Proposed Rule 3.6(b)(6) revises current Rule 5-120(B)(6) as follows:

(b) Notwithstanding paragraph (a), but only to the extent permitted by Business and Professions Code subdivision (e) and rule 1.6, lawyer may state:

(6) a warning of danger concerning the behavior of a person involved, when there is reason to believe that there exists the likelihood of substantial harm to an individual or to the public but only to the extent that dissemination by public communication is reasonably necessary to protect the individual or the public.

By deleting the vague term “public interest” and limiting dissemination of this type of information to that which is reasonably necessary to avoid harm, this proposed change would focus on protecting health and safety rather than on the unspecified “public interest.”

Substantive Change #3: Proposed Rule 3.6(d) extends Rule 3.6(a)’s prohibition against extrajudicial statements to all lawyers associated in a firm or agency with the trial lawyer.

Adding a new paragraph to the current rule, proposed Rule 3.6(d) provides:

(d) No lawyer associated in a law firm or government agency with a lawyer subject to paragraph (a) shall make a statement prohibited by paragraph (a).

While the commentary in the Discussion Section of current Rule 5-120 explains that its prohibition against extrajudicial statements in “Paragraph (a) is intended to apply to statements made by or on behalf of the member,” proposed Rule 3.6(d) would expressly impose a compliance obligation on all other associated lawyers in a law firm or government agency — regardless of whether they are making the statement “on behalf of” the trial lawyer in their firm or agency. Given the massive size of some law firms and agencies trying cases today, proposed Rule 3.6(d) could greatly expand the reach of the Rule 3.6(a).

But the right of retaliation remains unchanged in proposed Rule 3.6(c)

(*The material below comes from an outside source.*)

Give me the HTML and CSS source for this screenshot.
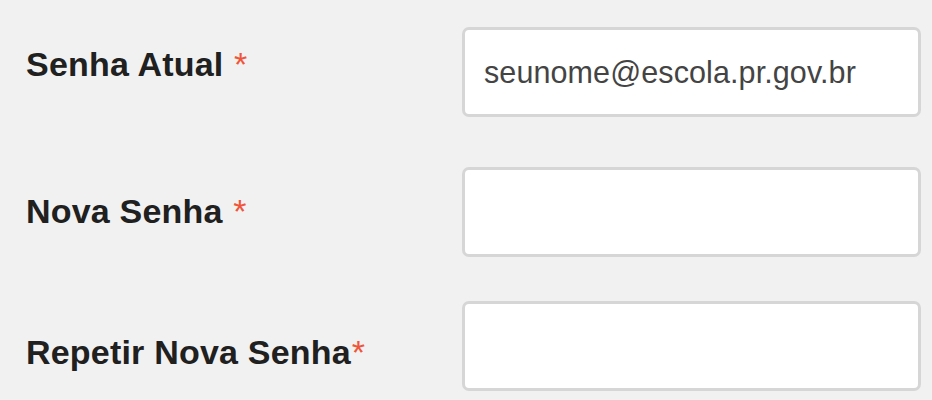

While California lawyers do need to be aware of the three substantive changes above, it is perhaps just as important to know that the right of response, which some call retaliation, remains unchanged in proposed Rule 3.6(c):

(c) Notwithstanding paragraph (a), a lawyer may make a statement that a reasonable lawyer would believe is required to protect a client from the substantial undue prejudicial effect of recent publicity not initiated by the lawyer or the lawyer’s client. A statement made pursuant to this paragraph shall be limited to such information as is necessary to mitigate the recent adverse publicity.

Although some criticize this provision as an “exception that swallows the rule,” California lawyers have always (long before and long after the O.J. trial) protected their clients’ interests by correcting false and misleading trial publicity started by others. It’s a tradition of the California bar. Especially in this era of multimedia, social media, and 24-hour news cycles, this right of response may be more important now than ever.

Rule 3.6 Trial Publicity

(a) A lawyer who is participating or has participated in the investigation or litigation of a matter shall not make an extrajudicial statement that the lawyer knows* or reasonably should know* will (i) be disseminated by means of public communication and (ii) have a substantial* likelihood of materially prejudicing an adjudicative proceeding in the matter.

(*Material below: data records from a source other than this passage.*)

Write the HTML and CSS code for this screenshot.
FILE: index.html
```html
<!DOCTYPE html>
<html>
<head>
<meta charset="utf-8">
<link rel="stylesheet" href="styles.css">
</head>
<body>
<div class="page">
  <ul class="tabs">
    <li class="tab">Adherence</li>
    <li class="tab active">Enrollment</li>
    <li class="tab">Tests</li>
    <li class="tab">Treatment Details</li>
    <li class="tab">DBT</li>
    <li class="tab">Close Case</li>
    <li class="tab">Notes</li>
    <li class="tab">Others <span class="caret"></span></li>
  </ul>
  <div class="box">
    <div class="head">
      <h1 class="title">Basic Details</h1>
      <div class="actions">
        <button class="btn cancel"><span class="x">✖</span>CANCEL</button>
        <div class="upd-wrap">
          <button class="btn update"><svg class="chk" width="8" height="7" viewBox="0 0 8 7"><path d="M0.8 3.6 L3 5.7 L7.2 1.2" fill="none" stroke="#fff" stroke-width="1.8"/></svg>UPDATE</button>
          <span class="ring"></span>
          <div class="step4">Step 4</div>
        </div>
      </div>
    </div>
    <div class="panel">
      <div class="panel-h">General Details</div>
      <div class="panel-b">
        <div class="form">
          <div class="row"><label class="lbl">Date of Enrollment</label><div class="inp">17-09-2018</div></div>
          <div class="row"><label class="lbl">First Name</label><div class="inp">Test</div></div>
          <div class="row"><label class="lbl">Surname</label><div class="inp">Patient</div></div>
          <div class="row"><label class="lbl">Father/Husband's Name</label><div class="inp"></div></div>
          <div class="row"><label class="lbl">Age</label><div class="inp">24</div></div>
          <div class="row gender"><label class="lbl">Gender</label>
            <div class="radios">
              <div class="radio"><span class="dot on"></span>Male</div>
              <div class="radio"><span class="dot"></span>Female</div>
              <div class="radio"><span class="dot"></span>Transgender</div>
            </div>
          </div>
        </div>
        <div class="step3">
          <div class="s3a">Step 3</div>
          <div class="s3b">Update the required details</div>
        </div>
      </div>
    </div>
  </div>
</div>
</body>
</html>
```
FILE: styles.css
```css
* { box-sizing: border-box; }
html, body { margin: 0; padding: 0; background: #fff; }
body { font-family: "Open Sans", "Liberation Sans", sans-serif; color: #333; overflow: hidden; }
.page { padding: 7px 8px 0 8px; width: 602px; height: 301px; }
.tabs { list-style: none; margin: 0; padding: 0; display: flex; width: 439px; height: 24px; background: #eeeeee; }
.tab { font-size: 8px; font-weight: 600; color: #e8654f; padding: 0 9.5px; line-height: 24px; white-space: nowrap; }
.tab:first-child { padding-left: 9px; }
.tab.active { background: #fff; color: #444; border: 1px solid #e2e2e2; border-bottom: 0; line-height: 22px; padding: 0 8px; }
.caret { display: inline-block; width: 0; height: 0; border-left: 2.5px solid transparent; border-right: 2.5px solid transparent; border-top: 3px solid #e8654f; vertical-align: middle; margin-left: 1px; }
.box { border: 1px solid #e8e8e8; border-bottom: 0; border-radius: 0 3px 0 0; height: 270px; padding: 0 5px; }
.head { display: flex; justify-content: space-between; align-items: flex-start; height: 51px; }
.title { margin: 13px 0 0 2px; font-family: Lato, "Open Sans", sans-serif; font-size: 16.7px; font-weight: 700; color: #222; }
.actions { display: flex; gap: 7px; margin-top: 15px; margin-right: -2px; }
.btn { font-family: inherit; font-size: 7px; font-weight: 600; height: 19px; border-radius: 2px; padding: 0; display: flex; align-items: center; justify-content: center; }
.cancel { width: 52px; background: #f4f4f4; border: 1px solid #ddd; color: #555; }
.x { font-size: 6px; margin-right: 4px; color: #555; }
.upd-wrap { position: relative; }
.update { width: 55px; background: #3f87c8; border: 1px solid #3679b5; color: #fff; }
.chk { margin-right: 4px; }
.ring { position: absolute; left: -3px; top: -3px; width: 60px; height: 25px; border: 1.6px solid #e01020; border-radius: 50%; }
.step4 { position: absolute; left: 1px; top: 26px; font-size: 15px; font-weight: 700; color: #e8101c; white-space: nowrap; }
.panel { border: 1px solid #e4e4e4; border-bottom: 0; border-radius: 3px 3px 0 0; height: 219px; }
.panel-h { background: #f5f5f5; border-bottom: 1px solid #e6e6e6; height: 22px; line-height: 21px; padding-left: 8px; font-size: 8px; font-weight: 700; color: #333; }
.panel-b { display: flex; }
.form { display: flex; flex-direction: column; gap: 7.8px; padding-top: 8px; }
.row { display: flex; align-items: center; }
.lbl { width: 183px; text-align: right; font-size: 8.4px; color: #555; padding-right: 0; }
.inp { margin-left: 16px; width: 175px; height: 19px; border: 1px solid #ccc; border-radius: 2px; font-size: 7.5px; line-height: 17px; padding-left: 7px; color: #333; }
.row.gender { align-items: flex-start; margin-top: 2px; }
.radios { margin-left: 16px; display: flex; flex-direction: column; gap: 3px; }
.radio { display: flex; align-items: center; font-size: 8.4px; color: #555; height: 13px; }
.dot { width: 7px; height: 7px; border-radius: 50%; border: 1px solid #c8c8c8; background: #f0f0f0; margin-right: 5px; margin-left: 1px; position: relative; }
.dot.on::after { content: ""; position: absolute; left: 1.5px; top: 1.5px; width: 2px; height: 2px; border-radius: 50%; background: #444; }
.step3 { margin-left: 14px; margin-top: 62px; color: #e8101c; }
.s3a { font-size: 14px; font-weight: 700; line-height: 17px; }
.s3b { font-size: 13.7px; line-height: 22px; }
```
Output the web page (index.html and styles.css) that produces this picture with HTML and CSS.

(b) Notwithstanding paragraph (a), but only to the extent permitted by Business and Professions Code section 6068, subdivision (e) and rule 1.6, lawyer may state:

(1) the claim, offense or defense involved and, except when prohibited by law, the identity of the persons* involved; (2) information contained in a public record;

(3) that an investigation of a matter is in progress;

(4) the scheduling or result of any step in litigation;

(5) a request for assistance in obtaining evidence and information necessary thereto;

(6) a warning of danger concerning the behavior of a person* involved, when there is reason to believe that there exists the likelihood of substantial* harm to an individual or to the public but only to the extent that dissemination by public communication is reasonably* necessary to protect the individual or the public; and

(7) in a criminal case, in addition to subparagraphs (1) through (6):

(i) the identity, general area of residence, and occupation of the accused;

(ii) if the accused has not been apprehended, the information necessary to aid in apprehension of that person;

(iii) the fact, time, and place of arrest; and

(iv) the identity of investigating and arresting officers or agencies and the length of the investigation.

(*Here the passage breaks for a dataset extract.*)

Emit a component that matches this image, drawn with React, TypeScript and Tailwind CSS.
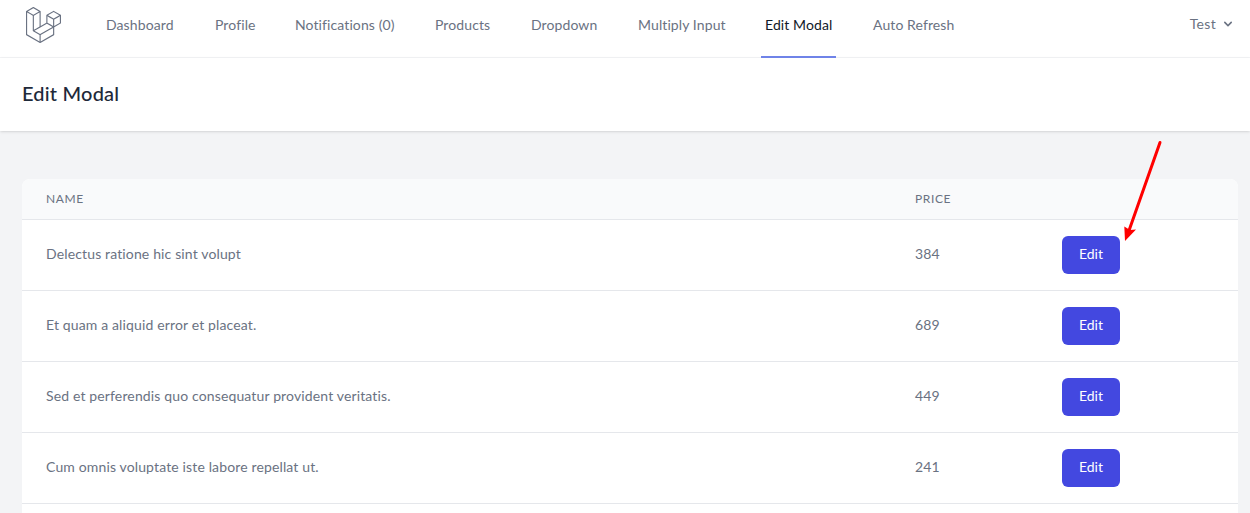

(c) Notwithstanding paragraph (a), a lawyer may make a statement that a reasonable* lawyer would believe is required to protect a client from the substantial* undue prejudicial effect of recent publicity not initiated by the lawyer or the lawyer’s client. A statement made pursuant to this paragraph shall be limited to such information as is necessary to mitigate the recent adverse publicity.

(d) No lawyer associated in a law firm* or government agency with a lawyer subject to paragraph (a) shall make a statement prohibited by paragraph (a).

Comment

[1] Whether an extrajudicial statement violates this rule depends on many factors, including: (i) whether the extrajudicial statement presents information clearly inadmissible as evidence in the matter for the purpose of proving or disproving a material fact in issue; (ii) whether the extrajudicial statement presents information the lawyer knows* is false, deceptive, or the use of which would violate Business and Professions Code section 6068, subdivision (d) or rule 3.3; (iii) whether the extrajudicial statement violates a lawful “gag” order, or protective order, statute, rule of court, or special rule of confidentiality, for example, in juvenile, domestic, mental disability, and certain criminal proceedings, (see Bus. & Prof. Code, § 6068, subd. (a) and rule 3.4(f), which require compliance with such obligations); and (iv) the timing of the statement.

[2] This rule applies to prosecutors and criminal defense counsel. See rule 3.8(f) for additional duties of prosecutors in connection with extrajudicial statements about criminal proceedings.